In the present invention, it is preferable to use an aromatic carboxylate ester-based plasticizer as the plasticizer.

Lubricant

Examples of the lubricant include: fatty acid amide-based lubricants, such as fatty acid monoamides such as laurylamide, myristylamide, stearylamide, and behenylamide, and fatty acid diamides such as ethylene bisstearylamide;

alcohol lubricants, such as glycerol monostearate and stearyl alcohol; metal soaps, such as calcium stearate, magnesium stearate, lithium stearate, and lithium hydroxystearate;

metal salts of phosphate esters, such as magnesium distearyl phosphate and magnesium stearyl phosphate;

wax-based lubricants, such as polyethylene wax, montan wax, and hardened castor oil.
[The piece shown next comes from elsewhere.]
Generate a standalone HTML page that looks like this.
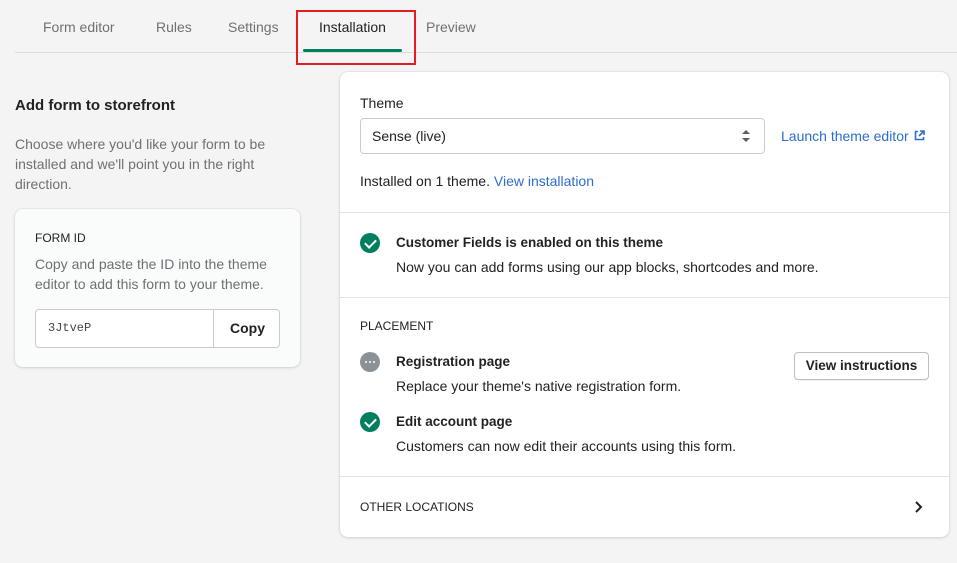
<!DOCTYPE html>
<html><head><meta charset="utf-8"><style>
*{box-sizing:border-box;margin:0;padding:0}
body{width:957px;height:563px;background:#f4f4f4;font-family:"Liberation Sans",sans-serif;color:#202223;position:relative;overflow:hidden;font-size:14px}
.a{position:absolute;white-space:nowrap}
.tab{color:#6d7175;font-size:14px;top:19px}
.sub{color:#6d7175}
.card{position:absolute;left:340px;top:72px;width:609px;height:465px;background:#fff;border-radius:8px;box-shadow:0 0 0 1px rgba(63,63,68,.05),0 1px 3px rgba(63,63,68,.15)}
.hr{position:absolute;left:0;width:100%;height:1px;background:#e1e3e5}
.chk{position:absolute;width:20px;height:20px;border-radius:50%;background:#007f5f}
.chk:after{content:"";position:absolute;left:7px;top:4px;width:5px;height:9px;border:solid #fff;border-width:0 2px 2px 0;transform:rotate(45deg)}
.b{font-weight:bold;font-size:13.5px}
.d{position:absolute;top:9px;width:2px;height:2px;background:#fff;border-radius:1px}
</style></head><body>
<div class="a tab" style="left:43px">Form editor</div>
<div class="a tab" style="left:156px">Rules</div>
<div class="a tab" style="left:228px">Settings</div>
<div class="a tab" style="left:319px;color:#202223">Installation</div>
<div class="a tab" style="left:426px">Preview</div>
<div class="a" style="left:15px;top:52px;width:942px;height:1px;background:#dcdcdc"></div>
<div class="a" style="left:303px;top:49px;width:99px;height:3px;background:#008060;border-radius:2px"></div>
<div class="a" style="left:296px;top:10px;width:120px;height:55px;border:2px solid #e31b23"></div>

<div class="a b" style="left:15px;top:97px;font-size:15px">Add form to storefront</div>
<div class="a sub" style="left:15px;top:134px;line-height:20px;font-size:14px">Choose where you'd like your form to be<br>installed and we'll point you in the right<br>direction.</div>
<div class="a" style="left:15px;top:209px;width:285px;height:158px;background:#fafbfb;border-radius:8px;box-shadow:0 0 0 1px rgba(63,63,68,.05),0 1px 3px rgba(63,63,68,.15)">
 <div class="a" style="left:20px;top:22px;font-size:12px">FORM ID</div>
 <div class="a sub" style="left:20px;top:45px;line-height:20px;font-size:14px">Copy and paste the ID into the theme<br>editor to add this form to your theme.</div>
 <div class="a" style="left:20px;top:100px;width:245px;height:39px;border:1px solid #c9cccf;border-radius:4px;background:#fff">
  <div class="a" style="left:12px;top:11px;font-family:'Liberation Mono',monospace;font-size:12px;color:#444">3JtveP</div>
  <div class="a" style="left:177px;top:0;width:1px;height:37px;background:#c9cccf"></div>
  <div class="a b" style="left:194px;top:10px;font-size:14px">Copy</div>
 </div>
</div>

<div class="card">
 <div class="a" style="left:20px;top:23px">Theme</div>
 <div class="a" style="left:20px;top:46px;width:405px;height:36px;border:1px solid #c9cccf;border-radius:4px">
  <div class="a" style="left:11px;top:9px">Sense (live)</div>
  <svg class="a" style="left:380px;top:10px" width="10" height="14" viewBox="0 0 10 14"><path d="M1 5l4-4 4 4zM1 9l4 4 4-4z" fill="#5c5f62"/></svg>
 </div>
 <div class="a" style="left:441px;top:56px;color:#2c6ecb">Launch theme editor</div>
 <svg class="a" style="left:574px;top:58px" width="11" height="11" viewBox="0 0 11 11"><path d="M4 1.5H1.5v8h8V7M6 1h4v4M10 1L5 6" stroke="#2c6ecb" stroke-width="1.6" fill="none"/></svg>
 <div class="a" style="left:20px;top:101px">Installed on 1 theme. <span style="color:#2c6ecb">View installation</span></div>
 <div class="hr" style="top:140px"></div>
 <div class="chk" style="left:20px;top:161px"></div>
 <div class="a b" style="left:56px;top:163px">Customer Fields is enabled on this theme</div>
 <div class="a" style="left:56px;top:187px;font-size:14px">Now you can add forms using our app blocks, shortcodes and more.</div>
 <div class="hr" style="top:225px"></div>
 <div class="a" style="left:20px;top:247px;font-size:12px">PLACEMENT</div>
 <div class="a" style="left:20px;top:280px;width:20px;height:20px;border-radius:50%;background:#8c9196"><div class="d" style="left:5px"></div><div class="d" style="left:9px"></div><div class="d" style="left:13px"></div></div>
 <div class="a b" style="left:56px;top:282px">Registration page</div>
 <div class="a" style="left:56px;top:306px;font-size:14px">Replace your theme's native registration form.</div>
 <div class="a b" style="left:454px;top:280px;width:135px;height:28px;border:1px solid #babfc3;border-radius:4px;box-shadow:0 1px 0 rgba(0,0,0,.05);text-align:center;line-height:26px">View instructions</div>
 <div class="chk" style="left:20px;top:340px"></div>
 <div class="a b" style="left:56px;top:342px">Edit account page</div>
 <div class="a" style="left:56px;top:366px;font-size:14px">Customers can now edit their accounts using this form.</div>
 <div class="hr" style="top:404px"></div>
 <div class="a" style="left:20px;top:428px;font-size:12px">OTHER LOCATIONS</div>
 <svg class="a" style="left:574px;top:428px" width="10" height="14" viewBox="0 0 10 14"><path d="M2 2l5 5-5 5" stroke="#202223" stroke-width="2" fill="none"/></svg>
</div>
</body></html>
In the present invention, it is preferable to use a fatty acid amide-based lubricant as the lubricant.

Surfactant

As the surfactant, an anionic surfactant, a nonionic surfactant, a cationic surfactant, and an amphoteric surfactant may be used. In the present invention, it is preferable to use a nonionic surfactant as the surfactant.

Examples of the anionic surfactant include: a fatty acid soap, higher alcohol sulfate, olefin sulfide, higher alkyl sulfonate, α-olefin sulfonate, a sulfated fatty acid salt, a sulfonated fatty acid salt, a phosphate ester salt, a sulfate ester salt of fatty acid ester, glyceride sulfate, a sulfonic acid salt of fatty acid ester, an a-sulfo fatty acid methyl ester salt, a polyoxyalkylene alkyl ether sulfate ester salt, a polyoxyethylene alkylphenyl ether sulfate ester salt, a sulfate ester salt of fatty acid alkanolamide or its alkylene oxide adduct, sulfosuccinate, alkylbenzene sulfonate, alkylnaphthalene sulfonate, alkylbenzoimidazole sulfonate, a salt of N-acyl-N-methyltaurine, acyloxyethane sulfonate, alkoxyethane sulfonate, N-acyl-N-carboxyethyl taurine or a salt thereof, and alkyl or alkenyl aminocarboxymethyl sulfate. Note that the hydrophobic moiety of the anionic surfactants has about 8 to 22 carbon atoms.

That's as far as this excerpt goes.